The working title of the film was Heir, which was also the title of the Roger L. Simon novel on which it was based. The opening and closing cast credits differ slightly in order. The film opens with a voice-over by "Marcus Rottner" comparing his Jewish family's immigrant experience to that of "Jennifer De Silva." Voice-over by Marcus continues throughout the film, which is told partially in flashback. Marcus also has two conversations with the ghost of his grandfather. The Hollywood Reporter review lists it at 98 minutes, although all other sources list the film's running time at 90 minutes. According to an October 1968 Hollywood Reporter news item, the rights to Simon's novel, which was his first, were initially purchased by Anthony Spinner and Barry Shear. In June 1969, a Hollywood Reporter news item noted that United Artists executive Herb Jaffe was in discussions with Joseph M. Schenck Enterprises to produce the film.

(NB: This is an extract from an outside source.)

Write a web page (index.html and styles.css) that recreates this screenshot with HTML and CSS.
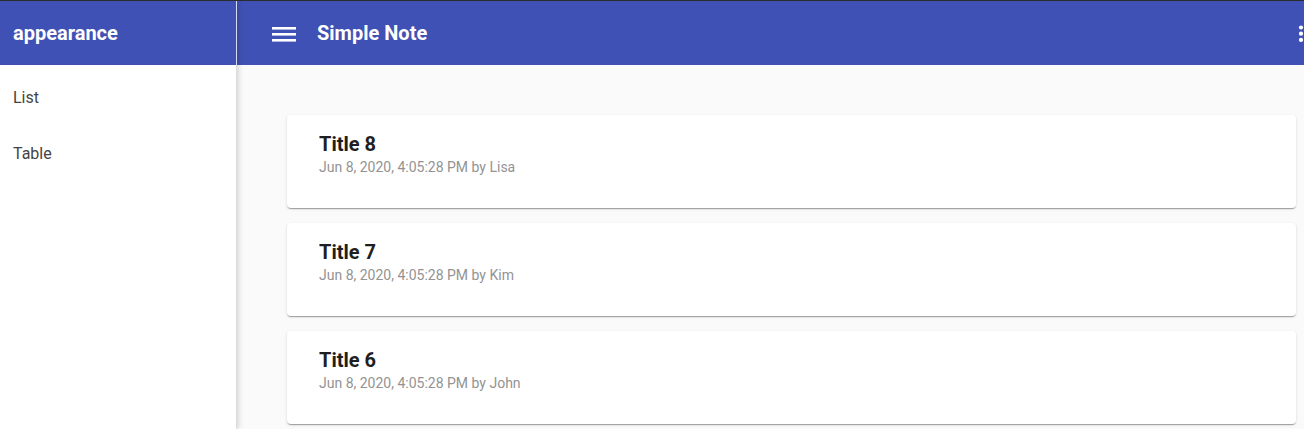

       Although actress Kim Hunter is listed as a cast member in news items and production charts up to April 1971, she does not appear in the released film. According to Filmfacts, Jennifer on My Mind was edited several times before release, and after a "disastrous" preview in San Francisco, Hunter's character, Jenny's mother, was cut entirely from the film. Jennifer on My Mind marked the feature film debuts of Barry Bostwick and Jeff Conaway. According to Filmfacts and the Los Angeles Times review scriptwriter, Erich Segal made a cameo appearance in the film as a gondolier. Jennifer on My Mind was shot on location in New York City, New Jersey and Venice, Italy.
       The Los Angeles Times reviewer speculated that either Simon or Segal was inspired by the true-life, 1966 case of Robert Friede, a twenty-five-year-old Annenberg publishing heir, and Celeste Crenshaw, a drug-addicted, nineteen-year-old socialite whose corpse was found in Friede's car. Friede was the son of Evelyn Annenberg Hall and her first husband, Kenneth Friede.